Honey the best antioxidant sweetener

At long last science is catching up with historical practice. For centuries - and in many cultures - honey has been used in folk medicine as a wound healer.

Now scientists at the University of Bonn in Germany have recently proved that honey can cure wounds infected with resistant bacteria in weeks.

The antiseptic effects of honey have been something of a mystery to the science world - until recently. Now it is known that bees produce an enzyme - glucose oxidase.

Its this enzyme in the honey that makes sure quantities of hydrogen peroxide (yes that’s bleach) are constantly formed from the sugar in the honey.

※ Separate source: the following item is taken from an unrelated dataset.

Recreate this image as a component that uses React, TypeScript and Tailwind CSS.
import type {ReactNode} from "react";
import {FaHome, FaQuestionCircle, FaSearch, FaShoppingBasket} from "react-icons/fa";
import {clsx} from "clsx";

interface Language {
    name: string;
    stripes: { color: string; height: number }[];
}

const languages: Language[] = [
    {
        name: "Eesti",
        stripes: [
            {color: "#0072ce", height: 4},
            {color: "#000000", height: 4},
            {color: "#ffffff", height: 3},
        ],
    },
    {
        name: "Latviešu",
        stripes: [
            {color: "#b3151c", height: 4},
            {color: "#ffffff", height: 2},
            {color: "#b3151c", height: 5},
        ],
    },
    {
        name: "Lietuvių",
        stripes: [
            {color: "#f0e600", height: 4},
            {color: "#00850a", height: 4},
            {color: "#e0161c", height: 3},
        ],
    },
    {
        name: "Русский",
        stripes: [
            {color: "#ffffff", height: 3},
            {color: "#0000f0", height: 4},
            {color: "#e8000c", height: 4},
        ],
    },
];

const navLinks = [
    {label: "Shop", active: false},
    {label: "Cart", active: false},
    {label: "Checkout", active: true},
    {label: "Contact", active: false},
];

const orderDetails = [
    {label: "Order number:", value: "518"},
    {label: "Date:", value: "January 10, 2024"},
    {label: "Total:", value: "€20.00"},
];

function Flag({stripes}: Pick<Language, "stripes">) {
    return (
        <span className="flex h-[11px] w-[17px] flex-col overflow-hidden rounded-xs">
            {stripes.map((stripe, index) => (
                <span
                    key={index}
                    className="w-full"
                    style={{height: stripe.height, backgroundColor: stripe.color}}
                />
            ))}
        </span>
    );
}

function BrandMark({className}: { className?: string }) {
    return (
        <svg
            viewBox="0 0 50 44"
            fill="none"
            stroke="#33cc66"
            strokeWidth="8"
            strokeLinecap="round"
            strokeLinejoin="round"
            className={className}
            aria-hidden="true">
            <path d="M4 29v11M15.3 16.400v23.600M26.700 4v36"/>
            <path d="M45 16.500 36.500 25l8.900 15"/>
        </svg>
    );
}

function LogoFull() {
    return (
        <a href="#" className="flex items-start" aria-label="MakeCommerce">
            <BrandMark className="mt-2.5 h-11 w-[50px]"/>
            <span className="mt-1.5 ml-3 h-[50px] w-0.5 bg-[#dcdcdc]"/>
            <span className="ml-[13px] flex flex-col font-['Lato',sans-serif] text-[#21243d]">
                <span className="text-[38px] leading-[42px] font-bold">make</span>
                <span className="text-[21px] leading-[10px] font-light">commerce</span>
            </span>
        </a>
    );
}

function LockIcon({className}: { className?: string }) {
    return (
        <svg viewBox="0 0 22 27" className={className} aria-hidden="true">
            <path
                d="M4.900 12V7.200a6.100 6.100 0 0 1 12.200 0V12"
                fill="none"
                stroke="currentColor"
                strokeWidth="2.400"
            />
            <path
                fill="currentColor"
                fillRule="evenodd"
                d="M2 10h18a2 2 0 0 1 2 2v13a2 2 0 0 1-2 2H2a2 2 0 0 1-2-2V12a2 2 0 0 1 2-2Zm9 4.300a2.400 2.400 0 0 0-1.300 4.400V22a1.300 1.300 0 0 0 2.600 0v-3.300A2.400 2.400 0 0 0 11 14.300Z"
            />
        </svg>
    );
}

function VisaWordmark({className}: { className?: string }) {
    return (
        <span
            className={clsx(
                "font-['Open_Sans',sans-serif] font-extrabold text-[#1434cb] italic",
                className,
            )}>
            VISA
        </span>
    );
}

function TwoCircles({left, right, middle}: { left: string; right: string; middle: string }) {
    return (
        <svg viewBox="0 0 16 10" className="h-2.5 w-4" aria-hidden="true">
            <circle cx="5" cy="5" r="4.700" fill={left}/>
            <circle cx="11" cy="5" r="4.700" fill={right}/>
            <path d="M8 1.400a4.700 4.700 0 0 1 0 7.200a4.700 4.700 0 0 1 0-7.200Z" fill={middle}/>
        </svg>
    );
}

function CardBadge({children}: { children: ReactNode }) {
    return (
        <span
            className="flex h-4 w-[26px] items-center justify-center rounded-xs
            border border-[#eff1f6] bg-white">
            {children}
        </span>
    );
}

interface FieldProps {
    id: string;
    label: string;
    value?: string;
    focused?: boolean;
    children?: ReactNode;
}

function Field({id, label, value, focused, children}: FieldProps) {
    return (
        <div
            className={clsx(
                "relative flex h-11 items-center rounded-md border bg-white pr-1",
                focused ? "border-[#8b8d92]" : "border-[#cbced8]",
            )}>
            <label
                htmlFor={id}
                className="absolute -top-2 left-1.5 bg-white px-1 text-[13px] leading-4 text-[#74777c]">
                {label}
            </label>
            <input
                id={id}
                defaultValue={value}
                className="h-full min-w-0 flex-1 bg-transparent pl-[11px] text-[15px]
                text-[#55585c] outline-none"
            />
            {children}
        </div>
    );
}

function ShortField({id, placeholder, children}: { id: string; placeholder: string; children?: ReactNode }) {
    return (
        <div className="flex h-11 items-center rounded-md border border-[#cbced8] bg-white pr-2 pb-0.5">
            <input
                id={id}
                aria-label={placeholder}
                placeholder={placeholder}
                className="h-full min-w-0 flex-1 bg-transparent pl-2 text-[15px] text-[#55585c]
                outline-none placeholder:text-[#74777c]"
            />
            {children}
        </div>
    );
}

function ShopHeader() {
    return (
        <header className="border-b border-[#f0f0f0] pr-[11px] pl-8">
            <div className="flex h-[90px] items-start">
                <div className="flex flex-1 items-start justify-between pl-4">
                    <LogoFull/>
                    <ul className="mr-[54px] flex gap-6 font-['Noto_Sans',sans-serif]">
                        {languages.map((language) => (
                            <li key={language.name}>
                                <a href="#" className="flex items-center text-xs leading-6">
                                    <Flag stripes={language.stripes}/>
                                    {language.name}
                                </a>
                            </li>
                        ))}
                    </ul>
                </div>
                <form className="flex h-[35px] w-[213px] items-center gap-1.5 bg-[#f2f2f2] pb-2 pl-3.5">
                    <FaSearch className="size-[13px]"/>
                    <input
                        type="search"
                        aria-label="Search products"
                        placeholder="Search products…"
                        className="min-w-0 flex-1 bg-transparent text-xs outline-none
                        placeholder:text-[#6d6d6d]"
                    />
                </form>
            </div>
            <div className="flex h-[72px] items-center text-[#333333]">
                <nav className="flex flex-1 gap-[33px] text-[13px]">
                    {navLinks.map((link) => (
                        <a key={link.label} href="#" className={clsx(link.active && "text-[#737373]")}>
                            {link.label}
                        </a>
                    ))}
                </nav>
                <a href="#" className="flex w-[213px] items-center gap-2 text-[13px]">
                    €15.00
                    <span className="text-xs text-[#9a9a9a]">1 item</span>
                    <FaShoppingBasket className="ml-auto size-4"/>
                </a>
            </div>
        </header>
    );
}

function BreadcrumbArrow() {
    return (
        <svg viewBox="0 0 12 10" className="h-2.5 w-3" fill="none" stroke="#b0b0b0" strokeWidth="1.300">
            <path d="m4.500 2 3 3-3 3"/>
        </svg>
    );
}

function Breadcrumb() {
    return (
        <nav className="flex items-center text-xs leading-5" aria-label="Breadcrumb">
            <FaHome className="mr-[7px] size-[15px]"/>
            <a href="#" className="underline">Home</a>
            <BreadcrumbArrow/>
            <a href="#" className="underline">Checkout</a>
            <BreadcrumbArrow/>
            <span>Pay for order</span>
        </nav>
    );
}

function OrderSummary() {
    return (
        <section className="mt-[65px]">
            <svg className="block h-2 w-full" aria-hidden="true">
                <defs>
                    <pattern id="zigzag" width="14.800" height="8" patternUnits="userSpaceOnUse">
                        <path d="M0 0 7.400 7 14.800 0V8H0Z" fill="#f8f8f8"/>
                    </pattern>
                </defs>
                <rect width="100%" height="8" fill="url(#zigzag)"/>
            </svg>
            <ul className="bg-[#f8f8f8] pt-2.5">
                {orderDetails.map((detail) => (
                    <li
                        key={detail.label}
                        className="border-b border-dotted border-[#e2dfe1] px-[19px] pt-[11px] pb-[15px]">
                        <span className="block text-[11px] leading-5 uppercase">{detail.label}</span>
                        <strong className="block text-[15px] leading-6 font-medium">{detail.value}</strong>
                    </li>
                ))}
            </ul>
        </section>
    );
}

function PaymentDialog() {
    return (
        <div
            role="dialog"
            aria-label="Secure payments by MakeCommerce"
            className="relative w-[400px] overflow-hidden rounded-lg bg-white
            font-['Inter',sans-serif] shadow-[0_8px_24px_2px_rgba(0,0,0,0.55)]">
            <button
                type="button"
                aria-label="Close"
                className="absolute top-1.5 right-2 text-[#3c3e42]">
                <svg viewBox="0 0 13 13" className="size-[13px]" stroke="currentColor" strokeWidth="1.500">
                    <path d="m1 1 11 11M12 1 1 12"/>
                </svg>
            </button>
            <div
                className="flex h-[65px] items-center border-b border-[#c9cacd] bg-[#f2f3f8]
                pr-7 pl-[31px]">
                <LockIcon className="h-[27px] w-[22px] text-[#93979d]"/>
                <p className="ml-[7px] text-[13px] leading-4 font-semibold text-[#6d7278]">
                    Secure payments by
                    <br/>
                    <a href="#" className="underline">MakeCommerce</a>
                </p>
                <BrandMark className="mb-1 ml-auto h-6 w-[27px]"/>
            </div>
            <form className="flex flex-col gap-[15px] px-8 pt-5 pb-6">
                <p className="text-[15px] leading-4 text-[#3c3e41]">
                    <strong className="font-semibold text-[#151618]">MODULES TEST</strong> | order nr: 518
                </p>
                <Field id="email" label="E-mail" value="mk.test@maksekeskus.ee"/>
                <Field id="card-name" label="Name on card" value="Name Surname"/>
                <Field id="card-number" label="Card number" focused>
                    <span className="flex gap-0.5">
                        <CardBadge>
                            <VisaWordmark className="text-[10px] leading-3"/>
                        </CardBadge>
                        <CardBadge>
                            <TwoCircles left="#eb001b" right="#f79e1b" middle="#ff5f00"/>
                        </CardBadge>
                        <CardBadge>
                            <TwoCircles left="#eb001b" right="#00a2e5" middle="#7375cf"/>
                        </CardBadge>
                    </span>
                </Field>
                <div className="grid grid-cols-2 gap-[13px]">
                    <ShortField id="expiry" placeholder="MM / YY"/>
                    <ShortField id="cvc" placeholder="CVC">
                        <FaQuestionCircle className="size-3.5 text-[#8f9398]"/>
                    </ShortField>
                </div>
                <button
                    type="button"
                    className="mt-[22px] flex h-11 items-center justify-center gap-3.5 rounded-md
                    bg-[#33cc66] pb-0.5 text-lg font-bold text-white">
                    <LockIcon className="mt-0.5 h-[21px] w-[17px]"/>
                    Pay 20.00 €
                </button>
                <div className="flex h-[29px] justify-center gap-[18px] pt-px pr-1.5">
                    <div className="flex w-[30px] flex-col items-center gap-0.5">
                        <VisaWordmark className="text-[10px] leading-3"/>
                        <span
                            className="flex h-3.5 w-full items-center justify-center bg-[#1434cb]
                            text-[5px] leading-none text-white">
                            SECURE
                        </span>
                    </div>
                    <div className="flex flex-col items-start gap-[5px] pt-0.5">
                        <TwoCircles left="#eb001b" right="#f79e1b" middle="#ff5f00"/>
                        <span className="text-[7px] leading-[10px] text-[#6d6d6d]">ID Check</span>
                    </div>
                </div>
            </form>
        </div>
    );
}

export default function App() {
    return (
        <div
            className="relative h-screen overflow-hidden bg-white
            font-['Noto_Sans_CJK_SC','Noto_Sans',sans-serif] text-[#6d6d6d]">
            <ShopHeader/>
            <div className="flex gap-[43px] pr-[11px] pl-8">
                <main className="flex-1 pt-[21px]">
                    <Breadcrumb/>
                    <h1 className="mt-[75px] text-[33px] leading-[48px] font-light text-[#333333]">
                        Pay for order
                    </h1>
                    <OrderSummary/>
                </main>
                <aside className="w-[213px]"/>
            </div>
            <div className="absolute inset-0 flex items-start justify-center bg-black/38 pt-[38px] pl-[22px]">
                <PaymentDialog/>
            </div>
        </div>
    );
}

Hydrogen peroxide is well known as a strong antiseptic and this is what gives honey its wound healing qualities.

Honey can do more than heal wounds when applied topically - it has the ability to increase the levels of antioxidants in your blood. Antioxidants are nature’s fighters of disease and hugely important for their anti-aging effects.

Nutrionists at the University of Illonois completed a study published in April 2006 suggesting that honey should replace sugar as the everyday sweetener of choice.

Studying a range of different colored honeys - all American produced - the researchers established that the antioxidant power of honey is equivalent to many fruit and vegetables.

Darker honeys were show to have the greatest antioxidant effect and the strongest antioxidant tested was buckwheat honey. Equivalent honeys from other parts of the world include manuka honey from New Zealand long renowned for its anti-bacterial and antiseptic properties.

With sugar consumption in America sky high and currently averaging almost three pounds per week each for every man, woman and child, the researchers were quick to see the potential.

After all if you were to substitute honey for all that sugar the contribution of its antioxidants might become substantial.